#### INPUT RECORDS:

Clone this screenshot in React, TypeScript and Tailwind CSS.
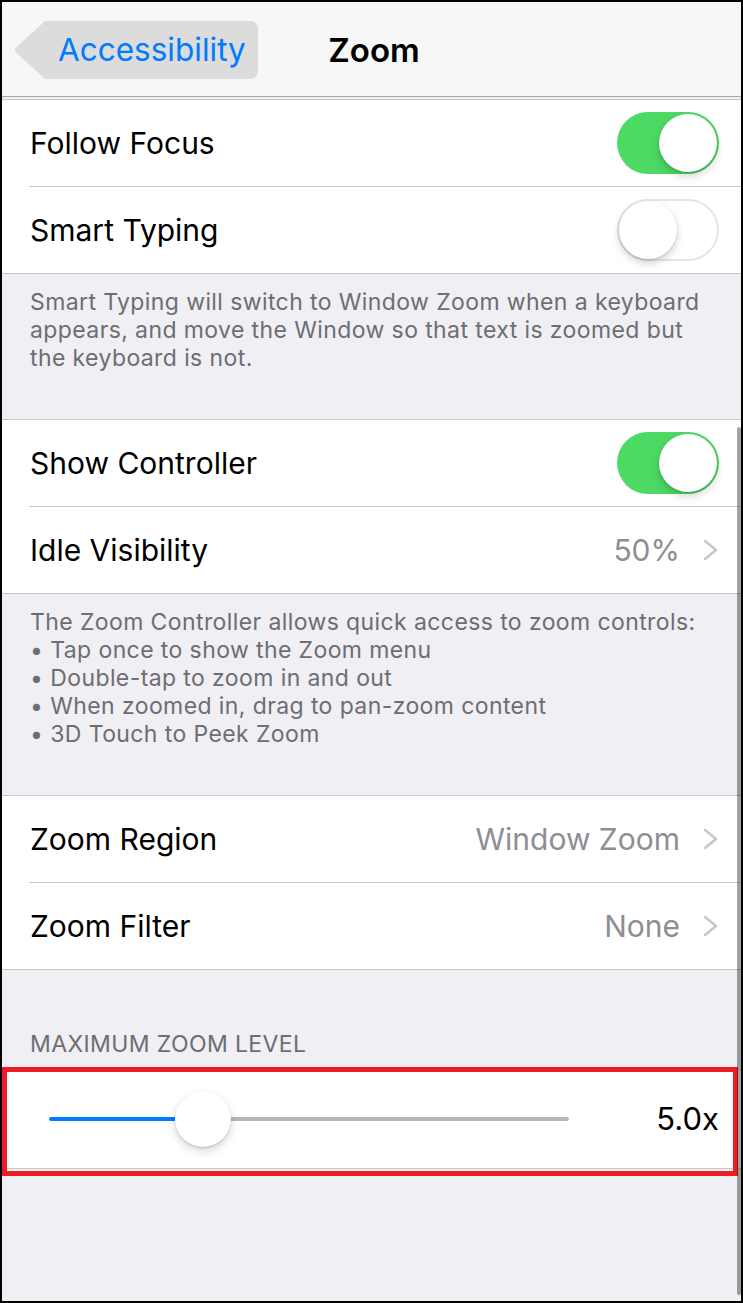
import type { ReactNode } from 'react';

const font = "font-[Inter,'Noto_Sans',sans-serif]";

function Toggle({ on }: { on: boolean }) {
    return (
        <div
            className={
                on
                    ? 'flex h-[62px] w-[102px] items-center justify-end rounded-full bg-[#4cd964] p-[2px]'
                    : 'flex h-[62px] w-[102px] items-center justify-start rounded-full border-2 border-[#e5e5ea] bg-white'
            }
        >
            <div className="h-[58px] w-[58px] rounded-full bg-white shadow-[0_4px_8px_rgba(0,0,0,0.18),0_1px_2px_rgba(0,0,0,0.12)]" />
        </div>
    );
}

function Chevron() {
    return (
        <svg width="17" height="22" viewBox="0 0 17 22" className="ml-[22px]">
            <path d="M3 2 L14 11 L3 20" fill="none" stroke="#c7c7cc" strokeWidth="2.6" strokeLinecap="round" strokeLinejoin="round" />
        </svg>
    );
}

function Row({ label, children }: { label: string; children?: ReactNode }) {
    return (
        <div className="flex h-[86px] items-center pl-[28px] pr-[22px]">
            <span className="text-[30px] text-black">{label}</span>
            <div className="ml-auto flex items-center">{children}</div>
        </div>
    );
}

function Detail({ value }: { value: string }) {
    return (
        <>
            <span className="text-[30px] text-[#8e8e93]">{value}</span>
            <Chevron />
        </>
    );
}

function Group({ children }: { children: ReactNode }) {
    return <div className="border-y border-[#c8c7cc] bg-white">{children}</div>;
}

function Sep() {
    return <div className="ml-[27px] h-px bg-[#c8c7cc]" />;
}

function Footer({ lines, className }: { lines: string[]; className: string }) {
    return (
        <div className={`pl-[28px] pt-[14px] text-[23px] leading-[28px] tracking-[0.4px] text-[#6d6d72] ${className}`}>
            {lines.map((l) => (
                <div key={l} className="whitespace-nowrap">
                    {l}
                </div>
            ))}
        </div>
    );
}

export default function App() {
    return (
        <div
            className={`relative flex h-[1303px] w-[743px] flex-col overflow-hidden border-b-2 border-l-2 border-r-2 border-t-2 border-black bg-[#efeff4] ${font}`}
        >
            {/* nav bar */}
            <div className="grid h-[95px] shrink-0 grid-cols-[1fr_auto_1fr] items-center border-b border-[#a7a7aa] bg-[#f7f7f7]">
                <div className="ml-[12px] mt-[2px] flex h-[58px] items-stretch">
                    <svg width="33" height="58" viewBox="0 0 33 58">
                        <path d="M34 0 H31 L2 26.5 Q0 29 2 31.5 L31 58 H34 Z" fill="#dcdcdc" />
                    </svg>
                    <div className="flex items-center rounded-r-[8px] bg-[#dcdcdc] pl-[11px] pr-[12px] text-[31.5px] text-[#007aff]">
                        Accessibility
                    </div>
                </div>
                <div className="mt-[3px] pl-[5px] text-[33px] font-semibold text-black">Zoom</div>
                <div />
            </div>

            <div className="mt-[2px]">
                <Group>
                    <Row label="Follow Focus">
                        <Toggle on />
                    </Row>
                    <Sep />
                    <Row label="Smart Typing">
                        <Toggle on={false} />
                    </Row>
                </Group>
                <Footer
                    className="h-[145px]"
                    lines={[
                        'Smart Typing will switch to Window Zoom when a keyboard',
                        'appears, and move the Window so that text is zoomed but',
                        'the keyboard is not.',
                    ]}
                />
                <Group>
                    <Row label="Show Controller">
                        <Toggle on />
                    </Row>
                    <Sep />
                    <Row label="Idle Visibility">
                        <Detail value="50%" />
                    </Row>
                </Group>
                <Footer
                    className="h-[201px]"
                    lines={[
                        'The Zoom Controller allows quick access to zoom controls:',
                        '• Tap once to show the Zoom menu',
                        '• Double-tap to zoom in and out',
                        '• When zoomed in, drag to pan-zoom content',
                        '• 3D Touch to Peek Zoom',
                    ]}
                />
                <Group>
                    <Row label="Zoom Region">
                        <Detail value="Window Zoom" />
                    </Row>
                    <Sep />
                    <Row label="Zoom Filter">
                        <Detail value="None" />
                    </Row>
                </Group>
                <div className="flex h-[99px] flex-col justify-end pb-[11px] pl-[28px] text-[23px] uppercase leading-[28px] tracking-[0.4px] text-[#6d6d72]">
                    Maximum Zoom Level
                </div>
                <div className="relative border-y border-[#c8c7cc] bg-white">
                    <div className="flex h-[98px] items-center pl-[47px] pr-[22px]">
                        <div className="relative flex h-[58px] w-[520px] items-center">
                            <div className="h-[4px] w-[150px] rounded-l-full bg-[#007aff]" />
                            <div className="h-[4px] flex-1 rounded-r-full bg-[#b7b7b7]" />
                            <div className="absolute left-[126px] top-px h-[56px] w-[56px] rounded-full bg-white shadow-[0_4px_10px_rgba(0,0,0,0.16),0_1px_2px_rgba(0,0,0,0.15)]" />
                        </div>
                        <span className="ml-auto text-[31px] text-black">5.0x</span>
                    </div>
                    <div className="pointer-events-none absolute -bottom-[8px] -top-[3px] left-0 right-[3px] border-[5px] border-[#ed1c24]" />
                </div>
            </div>

            {/* scroll indicator */}
            <div className="absolute right-0 top-[425px] h-[868px] w-[4px] rounded-full bg-[rgba(0,0,0,0.36)]" />
        </div>
    );
}
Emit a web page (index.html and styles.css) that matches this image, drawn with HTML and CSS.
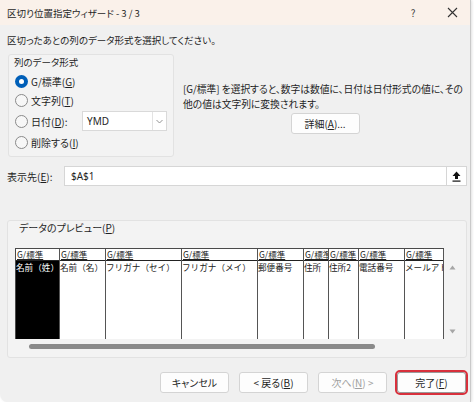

#### AIM OF THE EXERCISE:
Omit every picture, then reproduce the rest of the listing exactly.

#### WRITTEN ANSWER:
Clone this screenshot in React, TypeScript and Tailwind CSS.
import type { ReactNode } from 'react';

const font = "font-[Inter,'Noto_Sans',sans-serif]";

function Toggle({ on }: { on: boolean }) {
    return (
        <div
            className={
                on
                    ? 'flex h-[62px] w-[102px] items-center justify-end rounded-full bg-[#4cd964] p-[2px]'
                    : 'flex h-[62px] w-[102px] items-center justify-start rounded-full border-2 border-[#e5e5ea] bg-white'
            }
        >
            <div className="h-[58px] w-[58px] rounded-full bg-white shadow-[0_4px_8px_rgba(0,0,0,0.18),0_1px_2px_rgba(0,0,0,0.12)]" />
        </div>
    );
}

function Chevron() {
    return (
        <svg width="17" height="22" viewBox="0 0 17 22" className="ml-[22px]">
            <path d="M3 2 L14 11 L3 20" fill="none" stroke="#c7c7cc" strokeWidth="2.6" strokeLinecap="round" strokeLinejoin="round" />
        </svg>
    );
}

function Row({ label, children }: { label: string; children?: ReactNode }) {
    return (
        <div className="flex h-[86px] items-center pl-[28px] pr-[22px]">
            <span className="text-[30px] text-black">{label}</span>
            <div className="ml-auto flex items-center">{children}</div>
        </div>
    );
}

function Detail({ value }: { value: string }) {
    return (
        <>
            <span className="text-[30px] text-[#8e8e93]">{value}</span>
            <Chevron />
        </>
    );
}

function Group({ children }: { children: ReactNode }) {
    return <div className="border-y border-[#c8c7cc] bg-white">{children}</div>;
}

function Sep() {
    return <div className="ml-[27px] h-px bg-[#c8c7cc]" />;
}

function Footer({ lines, className }: { lines: string[]; className: string }) {
    return (
        <div className={`pl-[28px] pt-[14px] text-[23px] leading-[28px] tracking-[0.4px] text-[#6d6d72] ${className}`}>
            {lines.map((l) => (
                <div key={l} className="whitespace-nowrap">
                    {l}
                </div>
            ))}
        </div>
    );
}

export default function App() {
    return (
        <div
            className={`relative flex h-[1303px] w-[743px] flex-col overflow-hidden border-b-2 border-l-2 border-r-2 border-t-2 border-black bg-[#efeff4] ${font}`}
        >
            {/* nav bar */}
            <div className="grid h-[95px] shrink-0 grid-cols-[1fr_auto_1fr] items-center border-b border-[#a7a7aa] bg-[#f7f7f7]">
                <div className="ml-[12px] mt-[2px] flex h-[58px] items-stretch">
                    <svg width="33" height="58" viewBox="0 0 33 58">
                        <path d="M34 0 H31 L2 26.5 Q0 29 2 31.5 L31 58 H34 Z" fill="#dcdcdc" />
                    </svg>
                    <div className="flex items-center rounded-r-[8px] bg-[#dcdcdc] pl-[11px] pr-[12px] text-[31.5px] text-[#007aff]">
                        Accessibility
                    </div>
                </div>
                <div className="mt-[3px] pl-[5px] text-[33px] font-semibold text-black">Zoom</div>
                <div />
            </div>

            <div className="mt-[2px]">
                <Group>
                    <Row label="Follow Focus">
                        <Toggle on />
                    </Row>
                    <Sep />
                    <Row label="Smart Typing">
                        <Toggle on={false} />
                    </Row>
                </Group>
                <Footer
                    className="h-[145px]"
                    lines={[
                        'Smart Typing will switch to Window Zoom when a keyboard',
                        'appears, and move the Window so that text is zoomed but',
                        'the keyboard is not.',
                    ]}
                />
                <Group>
                    <Row label="Show Controller">
                        <Toggle on />
                    </Row>
                    <Sep />
                    <Row label="Idle Visibility">
                        <Detail value="50%" />
                    </Row>
                </Group>
                <Footer
                    className="h-[201px]"
                    lines={[
                        'The Zoom Controller allows quick access to zoom controls:',
                        '• Tap once to show the Zoom menu',
                        '• Double-tap to zoom in and out',
                        '• When zoomed in, drag to pan-zoom content',
                        '• 3D Touch to Peek Zoom',
                    ]}
                />
                <Group>
                    <Row label="Zoom Region">
                        <Detail value="Window Zoom" />
                    </Row>
                    <Sep />
                    <Row label="Zoom Filter">
                        <Detail value="None" />
                    </Row>
                </Group>
                <div className="flex h-[99px] flex-col justify-end pb-[11px] pl-[28px] text-[23px] uppercase leading-[28px] tracking-[0.4px] text-[#6d6d72]">
                    Maximum Zoom Level
                </div>
                <div className="relative border-y border-[#c8c7cc] bg-white">
                    <div className="flex h-[98px] items-center pl-[47px] pr-[22px]">
                        <div className="relative flex h-[58px] w-[520px] items-center">
                            <div className="h-[4px] w-[150px] rounded-l-full bg-[#007aff]" />
                            <div className="h-[4px] flex-1 rounded-r-full bg-[#b7b7b7]" />
                            <div className="absolute left-[126px] top-px h-[56px] w-[56px] rounded-full bg-white shadow-[0_4px_10px_rgba(0,0,0,0.16),0_1px_2px_rgba(0,0,0,0.15)]" />
                        </div>
                        <span className="ml-auto text-[31px] text-black">5.0x</span>
                    </div>
                    <div className="pointer-events-none absolute -bottom-[8px] -top-[3px] left-0 right-[3px] border-[5px] border-[#ed1c24]" />
                </div>
            </div>

            {/* scroll indicator */}
            <div className="absolute right-0 top-[425px] h-[868px] w-[4px] rounded-full bg-[rgba(0,0,0,0.36)]" />
        </div>
    );
}
Emit a web page (index.html and styles.css) that matches this image, drawn with HTML and CSS.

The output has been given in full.